China again blames India for border friction, talks of challenges in ties
India and China are facing challenges in bilateral ties, the Chinese foreign ministry said on Thursday, blaming New Delhi for the ongoing border friction along the Line of Actual Control (LAC) in eastern Ladakh.
Common efforts were needed to maintain good relations between China and India, ministry spokesperson Hua Chunying said.
Beijing was responding to Indian external affairs minister, S Jaishankar’s statement during an international think-tank interaction on Wednesday, saying bilateral ties are at the “most difficult phase” in the last three to four decades in the backdrop of the months-long impasse at the border.
Referring to the ongoing standoff and Beijing’s role in violating existing bilateral agreements to keep the border peaceful, Jaishankar said: “Now for some reason, for which the Chinese have given us five different explanations, the Chinese have violated it.”
What began as a military faceoff along the disputed LAC early May has triggered economic and cultural discord between the two neighbours with New Delhi and Beijing grappling for ways to resolve the deadlock.
Asked to comment on Jaishankar’s statement, the Chinese foreign ministry – as it has done before – blamed New Delhi for the troubles.
“The merits of the situation at the border area is very clear and the responsibility totally lies with the Indian side. China has been strictly observing the agreements signed between the two sides and committed to resolving the border issue through dialogue and we are committed to safeguarding regional peace and tranquillity at border areas,” Hua said.
New Delhi has repeatedly dismissed Beijing’s claims, saying it was the People’s Liberation Army (PLA) troops who had illegally trespassed the LAC.
External affairs ministry spokesperson Anurag Srivastava had earlier spelt out the Indian government’s position on the disengagement process, saying the LAC “must be strictly respected and observed as this is the basis for peace and tranquillity in the border areas”
Spokesperson Hua instead tried to portray China as a victim of aggression from India and said it will protect its territory.

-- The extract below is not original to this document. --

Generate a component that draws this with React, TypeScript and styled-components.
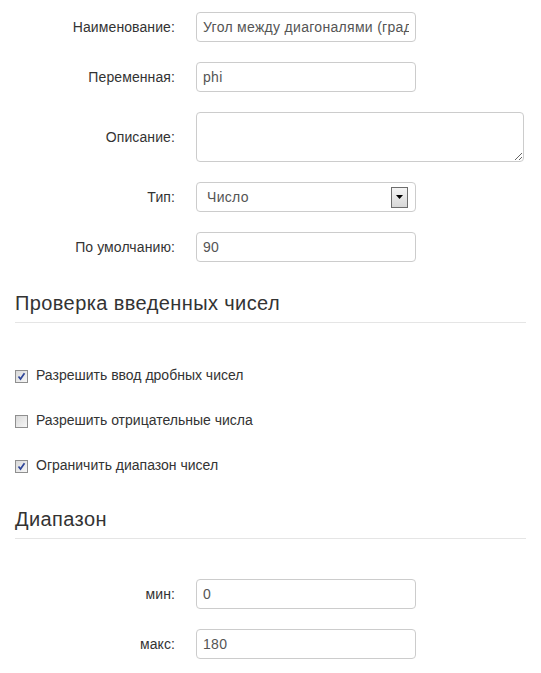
import React from "react";
import styled, { createGlobalStyle } from "styled-components";

const GlobalStyle = createGlobalStyle`
  html, body {
    margin: 0;
    padding: 0;
    background: #fff;
  }
  body {
    font-family: "Liberation Sans", Arial, sans-serif;
    font-size: 14px;
    color: #333;
  }
`;

const fields = [
  { label: "Наименование:", value: "Угол между диагоналями (градусы)" },
  { label: "Переменная:", value: "phi" },
];

const checks = [
  { label: "Разрешить ввод дробных чисел", checked: true },
  { label: "Разрешить отрицательные числа", checked: false },
  { label: "Ограничить диапазон чисел", checked: true },
];

const App = () => {
  return (
    <Page>
      <GlobalStyle />
      <Form>
        {fields.map((f) => (
          <FormRow key={f.label}>
            <Label>{f.label}</Label>
            <TextInput defaultValue={f.value} />
          </FormRow>
        ))}
        <FormRow>
          <Label>Описание:</Label>
          <TextArea />
        </FormRow>
        <FormRow>
          <Label>Тип:</Label>
          <SelectBox>
            <SelectValue>Число</SelectValue>
            <ArrowButton>
              <svg width="7" height="4" viewBox="0 0 7 4">
                <path d="M0 0h7L3.5 4z" fill="#000" />
              </svg>
            </ArrowButton>
          </SelectBox>
        </FormRow>
        <FormRow>
          <Label>По умолчанию:</Label>
          <TextInput defaultValue="90" />
        </FormRow>
      </Form>

      <SectionHeader>Проверка введенных чисел</SectionHeader>

      <CheckList>
        {checks.map((c) => (
          <CheckRow key={c.label}>
            <CheckBox>
              {c.checked && (
                <svg width="9" height="9" viewBox="0 0 9 9">
                  <path
                    d="M1.5 4.5 L3.5 7 L7.5 1.2"
                    fill="none"
                    stroke="#2f4699"
                    strokeWidth="1.7"
                  />
                </svg>
              )}
            </CheckBox>
            <span>{c.label}</span>
          </CheckRow>
        ))}
      </CheckList>

      <SectionHeader>Диапазон</SectionHeader>

      <RangeForm>
        <FormRow>
          <Label>мин:</Label>
          <TextInput defaultValue="0" />
        </FormRow>
        <FormRow>
          <Label>макс:</Label>
          <TextInput defaultValue="180" />
        </FormRow>
      </RangeForm>
    </Page>
  );
};

// Styled components

const Page = styled.div`
  padding: 12px 15px 8px;
`;

const Form = styled.div`
  display: flex;
  flex-direction: column;
  gap: 20px;
`;

const RangeForm = styled(Form)`
  margin-top: 40px;
`;

const FormRow = styled.div`
  display: grid;
  grid-template-columns: 160px 1fr;
  column-gap: 21px;
  align-items: center;
`;

const Label = styled.label`
  text-align: right;
  font-size: 14px;
  font-weight: 400;
  color: #333;
  letter-spacing: 0.1px;
`;

const TextInput = styled.input`
  box-sizing: border-box;
  width: 220px;
  height: 30px;
  padding: 0 6px;
  border: 1px solid #ccc;
  border-radius: 4px;
  font-family: "Liberation Sans", Arial, sans-serif;
  font-size: 14px;
  letter-spacing: 0.3px;
  color: #555;
  background: #fff;
  outline: none;
`;

const TextArea = styled.textarea`
  box-sizing: border-box;
  width: 328px;
  height: 50px;
  padding: 4px 6px;
  border: 1px solid #ccc;
  border-radius: 4px;
  font-family: "Liberation Sans", Arial, sans-serif;
  font-size: 14px;
  color: #555;
  resize: vertical;
  display: block;
  outline: none;
`;

const SelectBox = styled.div`
  box-sizing: border-box;
  width: 220px;
  height: 30px;
  display: flex;
  align-items: center;
  justify-content: space-between;
  padding: 0 7px 0 10px;
  border: 1px solid #ccc;
  border-radius: 4px;
  font-size: 14px;
  letter-spacing: 0.3px;
  color: #555;
`;

const SelectValue = styled.span`
  color: #555;
`;

const ArrowButton = styled.span`
  box-sizing: border-box;
  width: 17px;
  height: 21px;
  display: flex;
  align-items: center;
  justify-content: center;
  border: 1px solid #6d6d6d;
  background: linear-gradient(#f4f4f4, #d8d8d8);
`;

const SectionHeader = styled.h3`
  margin: 30px 0 0;
  padding-bottom: 7px;
  border-bottom: 1px solid #e5e5e5;
  font-size: 20px;
  font-weight: normal;
  letter-spacing: 0.4px;
  line-height: 23px;
  color: #333;
`;

const CheckList = styled.div`
  display: flex;
  flex-direction: column;
  gap: 25px;
  margin: 42px 0 33px;

  & + h3 {
    margin-top: 0;
  }
`;

const CheckRow = styled.label`
  display: flex;
  align-items: center;
  gap: 8px;
  height: 20px;
  font-size: 14px;
  color: #333;
`;

const CheckBox = styled.span`
  box-sizing: border-box;
  width: 13px;
  height: 13px;
  margin-top: 3px;
  display: flex;
  align-items: center;
  justify-content: center;
  border: 1px solid #8f8f8f;
  background: linear-gradient(135deg, #d9d9d9, #f7f7f7);
`;

export default App;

“In the meantime, we are determined in safeguarding our territorial sovereignty. We hope India can work with us and contribute to solidarity, cooperation and common development,” she said.

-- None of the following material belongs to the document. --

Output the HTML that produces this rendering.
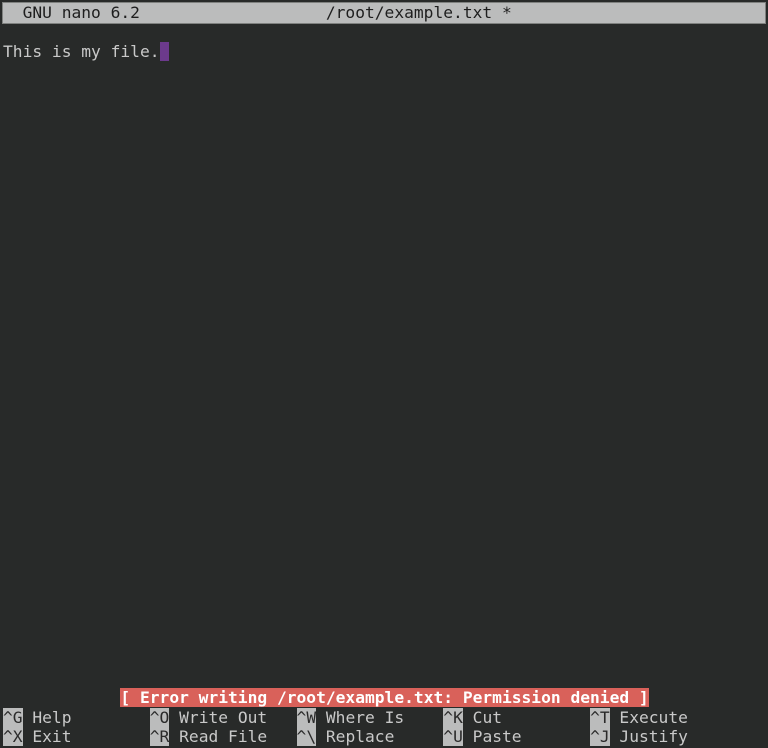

“But like all sovereign states we are determined in safeguarding our territorial integrity. So, on the Indian side, I think this is a serious question on what it should reflect upon. There are challenges in bilateral relations but China’s position and policy on India hasn’t changed,” Hua said.

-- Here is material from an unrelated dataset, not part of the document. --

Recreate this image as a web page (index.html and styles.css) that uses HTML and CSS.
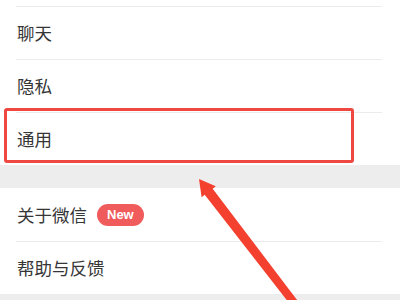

Referring to the boundary issue with India, she said: “On the historical issues, China believes that we should find fair, reasonable and mutually acceptable solutions based on equal footed consultation and put it on the proper position in our bilateral relations.”
“We hope we can reach consensus, properly manage differences, enhance practical cooperation and bring our bilateral relations back on the right track,” Hua said.
On Tuesday, Hua gave no definitive answer when asked when the next rounds of talks between the two countries would be held or what was causing the delay.
“China and India have been in communication through diplomatic and military channels on the border issue and we are working for further de-escalation of the border situation,” Hua added.
“Based on the implementation of the current consensus, we will have consultations to determine specific arrangements for further talks,” Hua said without giving any indications when future talks will be held.
Though the standoff began in May, diplomatic relations have been particularly tense since June, when at least 20 Indian soldiers were killed in Galwan Valley after being attacked by Chinese troops using rocks and clubs.
Beijing hasn’t revealed the PLA’s casualty figures.
Several rounds of talks including eight military-level dialogues – the last one held on November 8 – have yielded no result as the standoff continues in eastern Ladakh.